>> START EXERCISE INPUTS
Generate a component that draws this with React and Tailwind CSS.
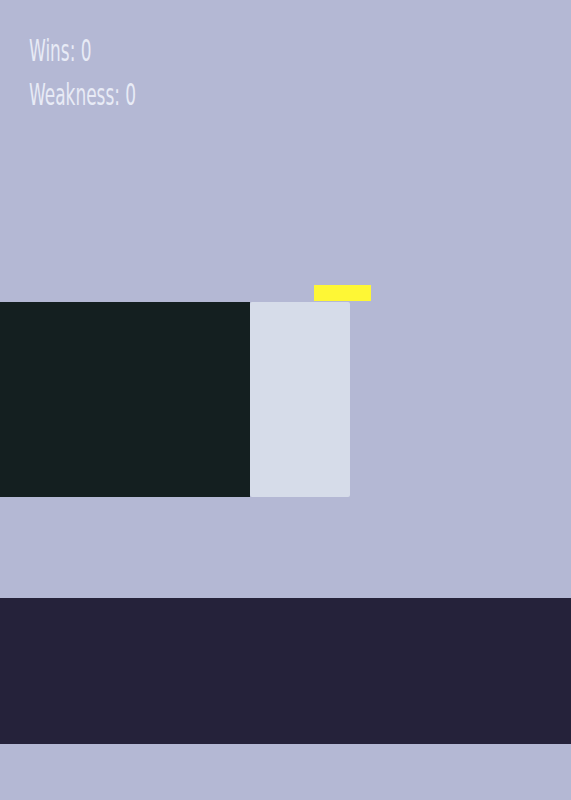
>> END EXERCISE INPUTS
>> START EXERCISE INPUTS
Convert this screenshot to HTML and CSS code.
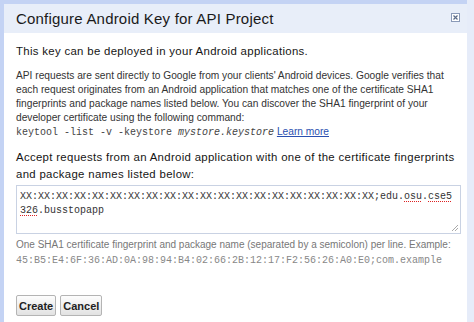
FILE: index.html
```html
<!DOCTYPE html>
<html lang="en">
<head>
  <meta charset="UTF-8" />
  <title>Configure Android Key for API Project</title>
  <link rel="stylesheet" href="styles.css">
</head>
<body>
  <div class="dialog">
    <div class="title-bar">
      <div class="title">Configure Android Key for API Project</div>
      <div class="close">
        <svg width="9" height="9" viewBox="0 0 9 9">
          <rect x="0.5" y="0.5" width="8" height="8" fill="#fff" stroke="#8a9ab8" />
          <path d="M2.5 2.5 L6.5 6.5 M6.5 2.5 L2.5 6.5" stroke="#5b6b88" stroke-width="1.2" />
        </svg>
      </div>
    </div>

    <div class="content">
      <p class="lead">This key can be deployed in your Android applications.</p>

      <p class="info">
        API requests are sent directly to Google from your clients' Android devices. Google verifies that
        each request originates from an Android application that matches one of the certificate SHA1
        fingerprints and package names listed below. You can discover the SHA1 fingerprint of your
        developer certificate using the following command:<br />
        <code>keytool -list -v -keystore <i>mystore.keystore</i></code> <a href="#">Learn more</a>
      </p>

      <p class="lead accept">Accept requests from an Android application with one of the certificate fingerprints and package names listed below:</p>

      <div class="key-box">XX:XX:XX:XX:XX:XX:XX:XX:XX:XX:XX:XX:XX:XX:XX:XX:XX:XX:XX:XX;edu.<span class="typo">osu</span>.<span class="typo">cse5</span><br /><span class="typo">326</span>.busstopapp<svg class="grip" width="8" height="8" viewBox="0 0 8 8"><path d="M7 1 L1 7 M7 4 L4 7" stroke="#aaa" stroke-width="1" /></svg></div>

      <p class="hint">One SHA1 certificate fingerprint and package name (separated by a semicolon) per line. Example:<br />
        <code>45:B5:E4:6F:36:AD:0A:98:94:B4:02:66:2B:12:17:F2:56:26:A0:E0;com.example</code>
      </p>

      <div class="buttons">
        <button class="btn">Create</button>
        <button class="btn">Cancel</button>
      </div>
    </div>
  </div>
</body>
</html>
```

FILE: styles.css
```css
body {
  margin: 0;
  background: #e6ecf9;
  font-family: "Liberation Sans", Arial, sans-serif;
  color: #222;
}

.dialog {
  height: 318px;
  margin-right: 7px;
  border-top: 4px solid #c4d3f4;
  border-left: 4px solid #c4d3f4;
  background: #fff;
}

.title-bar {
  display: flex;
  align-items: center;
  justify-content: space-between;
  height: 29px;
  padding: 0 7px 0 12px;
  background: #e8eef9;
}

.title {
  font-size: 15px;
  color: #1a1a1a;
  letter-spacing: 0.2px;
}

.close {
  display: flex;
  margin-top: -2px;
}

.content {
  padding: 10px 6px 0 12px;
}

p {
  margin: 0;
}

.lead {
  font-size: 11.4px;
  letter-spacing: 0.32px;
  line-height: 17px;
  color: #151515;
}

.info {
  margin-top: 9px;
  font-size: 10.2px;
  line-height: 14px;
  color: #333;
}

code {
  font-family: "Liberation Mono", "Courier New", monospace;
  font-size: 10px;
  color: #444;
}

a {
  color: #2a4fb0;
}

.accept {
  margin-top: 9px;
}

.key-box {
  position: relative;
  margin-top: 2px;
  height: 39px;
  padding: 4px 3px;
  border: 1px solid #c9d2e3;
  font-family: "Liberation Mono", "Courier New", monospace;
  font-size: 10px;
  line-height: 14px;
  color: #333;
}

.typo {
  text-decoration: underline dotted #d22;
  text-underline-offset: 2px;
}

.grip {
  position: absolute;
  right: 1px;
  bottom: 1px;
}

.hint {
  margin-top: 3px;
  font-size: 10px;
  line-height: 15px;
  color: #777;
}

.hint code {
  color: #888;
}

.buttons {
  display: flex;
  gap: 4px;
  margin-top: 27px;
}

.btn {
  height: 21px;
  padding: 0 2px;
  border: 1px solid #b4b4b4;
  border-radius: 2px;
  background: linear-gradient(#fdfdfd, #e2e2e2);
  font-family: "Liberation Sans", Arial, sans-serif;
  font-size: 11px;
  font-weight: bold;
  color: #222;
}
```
>> END EXERCISE INPUTS
= EXERCISE DETAILS =
State how many lines of the listing include "with", and nothing more.

= THE SOLUTION =
2